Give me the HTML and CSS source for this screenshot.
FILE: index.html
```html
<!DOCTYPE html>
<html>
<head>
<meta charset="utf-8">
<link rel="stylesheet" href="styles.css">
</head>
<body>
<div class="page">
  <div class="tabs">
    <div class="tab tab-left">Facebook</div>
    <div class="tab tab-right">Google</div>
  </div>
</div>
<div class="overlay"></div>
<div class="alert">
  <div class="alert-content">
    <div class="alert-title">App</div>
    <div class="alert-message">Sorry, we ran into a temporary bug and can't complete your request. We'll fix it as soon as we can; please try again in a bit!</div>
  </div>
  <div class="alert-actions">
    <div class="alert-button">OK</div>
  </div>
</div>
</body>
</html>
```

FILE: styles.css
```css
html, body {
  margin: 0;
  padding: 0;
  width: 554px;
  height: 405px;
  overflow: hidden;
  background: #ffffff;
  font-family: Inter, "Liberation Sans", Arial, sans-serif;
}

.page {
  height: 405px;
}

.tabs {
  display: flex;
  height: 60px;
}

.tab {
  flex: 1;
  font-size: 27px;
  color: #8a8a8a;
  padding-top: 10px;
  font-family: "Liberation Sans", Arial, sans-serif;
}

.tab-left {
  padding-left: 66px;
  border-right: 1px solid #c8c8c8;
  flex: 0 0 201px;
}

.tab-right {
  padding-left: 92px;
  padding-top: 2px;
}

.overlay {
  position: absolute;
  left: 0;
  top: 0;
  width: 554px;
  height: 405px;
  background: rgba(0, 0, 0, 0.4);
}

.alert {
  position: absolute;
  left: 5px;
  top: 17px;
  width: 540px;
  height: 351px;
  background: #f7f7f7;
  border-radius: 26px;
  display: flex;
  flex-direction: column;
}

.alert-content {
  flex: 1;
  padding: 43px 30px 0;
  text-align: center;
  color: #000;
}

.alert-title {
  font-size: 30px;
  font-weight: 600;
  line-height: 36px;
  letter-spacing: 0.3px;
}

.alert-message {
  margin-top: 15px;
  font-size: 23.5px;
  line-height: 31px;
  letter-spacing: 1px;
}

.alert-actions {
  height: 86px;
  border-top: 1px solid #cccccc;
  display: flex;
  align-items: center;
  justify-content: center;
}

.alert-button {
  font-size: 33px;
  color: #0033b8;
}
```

* **What is being asked**: Reproduce each line verbatim.

* **Problem solution**:
Give me the HTML and CSS source for this screenshot.
FILE: index.html
```html
<!DOCTYPE html>
<html>
<head>
<meta charset="utf-8">
<link rel="stylesheet" href="styles.css">
</head>
<body>
<div class="page">
  <div class="tabs">
    <div class="tab tab-left">Facebook</div>
    <div class="tab tab-right">Google</div>
  </div>
</div>
<div class="overlay"></div>
<div class="alert">
  <div class="alert-content">
    <div class="alert-title">App</div>
    <div class="alert-message">Sorry, we ran into a temporary bug and can't complete your request. We'll fix it as soon as we can; please try again in a bit!</div>
  </div>
  <div class="alert-actions">
    <div class="alert-button">OK</div>
  </div>
</div>
</body>
</html>
```

FILE: styles.css
```css
html, body {
  margin: 0;
  padding: 0;
  width: 554px;
  height: 405px;
  overflow: hidden;
  background: #ffffff;
  font-family: Inter, "Liberation Sans", Arial, sans-serif;
}

.page {
  height: 405px;
}

.tabs {
  display: flex;
  height: 60px;
}

.tab {
  flex: 1;
  font-size: 27px;
  color: #8a8a8a;
  padding-top: 10px;
  font-family: "Liberation Sans", Arial, sans-serif;
}

.tab-left {
  padding-left: 66px;
  border-right: 1px solid #c8c8c8;
  flex: 0 0 201px;
}

.tab-right {
  padding-left: 92px;
  padding-top: 2px;
}

.overlay {
  position: absolute;
  left: 0;
  top: 0;
  width: 554px;
  height: 405px;
  background: rgba(0, 0, 0, 0.4);
}

.alert {
  position: absolute;
  left: 5px;
  top: 17px;
  width: 540px;
  height: 351px;
  background: #f7f7f7;
  border-radius: 26px;
  display: flex;
  flex-direction: column;
}

.alert-content {
  flex: 1;
  padding: 43px 30px 0;
  text-align: center;
  color: #000;
}

.alert-title {
  font-size: 30px;
  font-weight: 600;
  line-height: 36px;
  letter-spacing: 0.3px;
}

.alert-message {
  margin-top: 15px;
  font-size: 23.5px;
  line-height: 31px;
  letter-spacing: 1px;
}

.alert-actions {
  height: 86px;
  border-top: 1px solid #cccccc;
  display: flex;
  align-items: center;
  justify-content: center;
}

.alert-button {
  font-size: 33px;
  color: #0033b8;
}
```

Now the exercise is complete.